▶ **Stated problem**
Starting at the first line of the data, please print exactly those lines through the one that holds "const Fi = ()", omitting every picture.

=== Dataset extract ===

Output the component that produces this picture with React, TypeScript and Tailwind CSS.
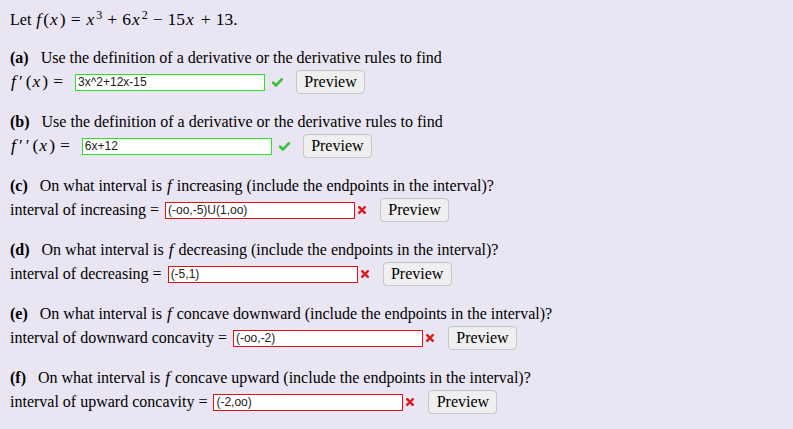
import type { ReactNode } from 'react'

const serif = { fontFamily: '"Liberation Serif", "Times New Roman", serif' }

function Check() {
  return (
    <svg width="11" height="9" viewBox="0 0 11 9" className="ml-[7px] shrink-0">
      <path d="M1.2 4.8 L4 7.4 L9.8 1.4" stroke="#3fbf3f" strokeWidth="2.8" fill="none" strokeLinecap="round" strokeLinejoin="round" />
    </svg>
  )
}

function Cross() {
  return (
    <svg width="8" height="8" viewBox="0 0 8 8" className="ml-[3px] shrink-0">
      <path d="M1.2 1.2 L6.8 6.8 M6.8 1.2 L1.2 6.8" stroke="#d81e1e" strokeWidth="2.4" strokeLinecap="square" />
    </svg>
  )
}

function Preview({ gap }: { gap: string }) {
  return (
    <button
      className={`${gap} h-[24px] w-[69px] rounded-[4px] border border-[#c6c6c6] bg-[#efefef] text-[16px] leading-none text-black`}
      style={serif}
    >
      Preview
    </button>
  )
}

function Answer({ value, ok }: { value: string; ok: boolean }) {
  return (
    <>
      <div
        className={`ml-[6px] flex h-[17px] w-[190px] shrink-0 items-center border bg-white px-[2px] text-[12px] text-[#222] ${
          ok ? 'border-[#22e622]' : 'border-[#e01010]'
        }`}
        style={{ fontFamily: '"Liberation Sans", Arial, sans-serif' }}
      >
        {value}
      </div>
      {ok ? <Check /> : <Cross />}
      <Preview gap={ok ? 'ml-[13px]' : 'ml-[14px]'} />
    </>
  )
}

// math pieces, spaced roughly like MathJax output
const V = ({ children }: { children: ReactNode }) => (
  <i className="pl-[1px] pr-[2px]">{children}</i>
)
const F = () => <i className="pl-[1px] pr-[2px]">f</i>
const Op = ({ children }: { children: ReactNode }) => <span className="mx-[5px]">{children}</span>
const Sup = ({ children }: { children: ReactNode }) => (
  <sup className="text-[12px] leading-none">{children}</sup>
)
const Math = ({ children }: { children: ReactNode }) => (
  <span className="text-[17.5px] leading-none">{children}</span>
)
const Fi = () => <i className="mx-[1px] text-[17px]">f</i>

function Part({
  tag,
  question,
  label,
  value,
  ok,
}: {
  tag: string
  question: ReactNode
  label: ReactNode
  value: string
  ok: boolean
}) {
  return (
    <div className="mt-[16px]">
      <div className="h-[20px] whitespace-nowrap leading-[20px]">
        <b>({tag})</b>
        <span className="ml-[12px]">{question}</span>
      </div>
      <div className="flex h-[28px] items-center whitespace-nowrap">
        <span>{label}</span>
        <Answer value={value} ok={ok} />
      </div>
    </div>
  )
}

export default function App() {
  return (
    <div className="min-h-[429px] w-[793px] bg-[#e9e5f2] px-[10px] pt-[10px] text-[16px] text-black" style={serif}>
      <div className="h-[20px] whitespace-nowrap leading-[20px]">
        Let{' '}
        <Math>
          <F />(<V>x</V>)<Op>=</Op>
          <V>x</V>
          <Sup>3</Sup>
          <Op>+</Op>6<V>x</V>
          <Sup>2</Sup>
          <Op>−</Op>15<V>x</V>
          <Op>+</Op>13.
        </Math>
      </div>
      <div className="h-[2px]" />
      <Part
        tag="a"
        question="Use the definition of a derivative or the derivative rules to find"
        label={
          <Math>
            <F />
            <span className="ml-[1px] mr-[3px]">′</span>(<V>x</V>)<span className="ml-[5px] mr-[6px]">=</span>
          </Math>
        }
        value="3x^2+12x-15"
        ok
      />
      <Part
        tag="b"
        question="Use the definition of a derivative or the derivative rules to find"
        label={
          <Math>
            <F />
            <span className="ml-[1px] mr-[3px]">′</span>
            <span className="mr-[3px]">′</span>(<V>x</V>)<span className="ml-[5px] mr-[6px]">=</span>
          </Math>
        }
        value="6x+12"
        ok
      />
      <Part
        tag="c"
        question={
          <>
            On what interval is <Fi /> increasing (include the endpoints in the interval)?
          </>
        }
        label="interval of increasing ="
        value="(-oo,-5)U(1,oo)"
        ok={false}
      />
      <Part
        tag="d"
        question={
          <>
            On what interval is <Fi /> decreasing (include the endpoints in the interval)?
          </>
        }
        label="interval of decreasing ="
        value="(-5,1)"
        ok={false}
      />
      <Part
        tag="e"
        question={
          <>
            On what interval is <Fi /> concave downward (include the endpoints in the interval)?
          </>
        }
        label="interval of downward concavity ="
        value="(-oo,-2)"
        ok={false}
      />
      <Part
        tag="f"
        question={
          <>
            On what interval is <Fi /> concave upward (include the endpoints in the interval)?
          </>
        }
        label="interval of upward concavity ="
        value="(-2,oo)"
        ok={false}
      />
    </div>
  )
}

===

▶ **Written answer**
Output the component that produces this picture with React, TypeScript and Tailwind CSS.
import type { ReactNode } from 'react'

const serif = { fontFamily: '"Liberation Serif", "Times New Roman", serif' }

function Check() {
  return (
    <svg width="11" height="9" viewBox="0 0 11 9" className="ml-[7px] shrink-0">
      <path d="M1.2 4.8 L4 7.4 L9.8 1.4" stroke="#3fbf3f" strokeWidth="2.8" fill="none" strokeLinecap="round" strokeLinejoin="round" />
    </svg>
  )
}

function Cross() {
  return (
    <svg width="8" height="8" viewBox="0 0 8 8" className="ml-[3px] shrink-0">
      <path d="M1.2 1.2 L6.8 6.8 M6.8 1.2 L1.2 6.8" stroke="#d81e1e" strokeWidth="2.4" strokeLinecap="square" />
    </svg>
  )
}

function Preview({ gap }: { gap: string }) {
  return (
    <button
      className={`${gap} h-[24px] w-[69px] rounded-[4px] border border-[#c6c6c6] bg-[#efefef] text-[16px] leading-none text-black`}
      style={serif}
    >
      Preview
    </button>
  )
}

function Answer({ value, ok }: { value: string; ok: boolean }) {
  return (
    <>
      <div
        className={`ml-[6px] flex h-[17px] w-[190px] shrink-0 items-center border bg-white px-[2px] text-[12px] text-[#222] ${
          ok ? 'border-[#22e622]' : 'border-[#e01010]'
        }`}
        style={{ fontFamily: '"Liberation Sans", Arial, sans-serif' }}
      >
        {value}
      </div>
      {ok ? <Check /> : <Cross />}
      <Preview gap={ok ? 'ml-[13px]' : 'ml-[14px]'} />
    </>
  )
}

// math pieces, spaced roughly like MathJax output
const V = ({ children }: { children: ReactNode }) => (
  <i className="pl-[1px] pr-[2px]">{children}</i>
)
const F = () => <i className="pl-[1px] pr-[2px]">f</i>
const Op = ({ children }: { children: ReactNode }) => <span className="mx-[5px]">{children}</span>
const Sup = ({ children }: { children: ReactNode }) => (
  <sup className="text-[12px] leading-none">{children}</sup>
)
const Math = ({ children }: { children: ReactNode }) => (
  <span className="text-[17.5px] leading-none">{children}</span>
)
const Fi = () => <i className="mx-[1px] text-[17px]">f</i>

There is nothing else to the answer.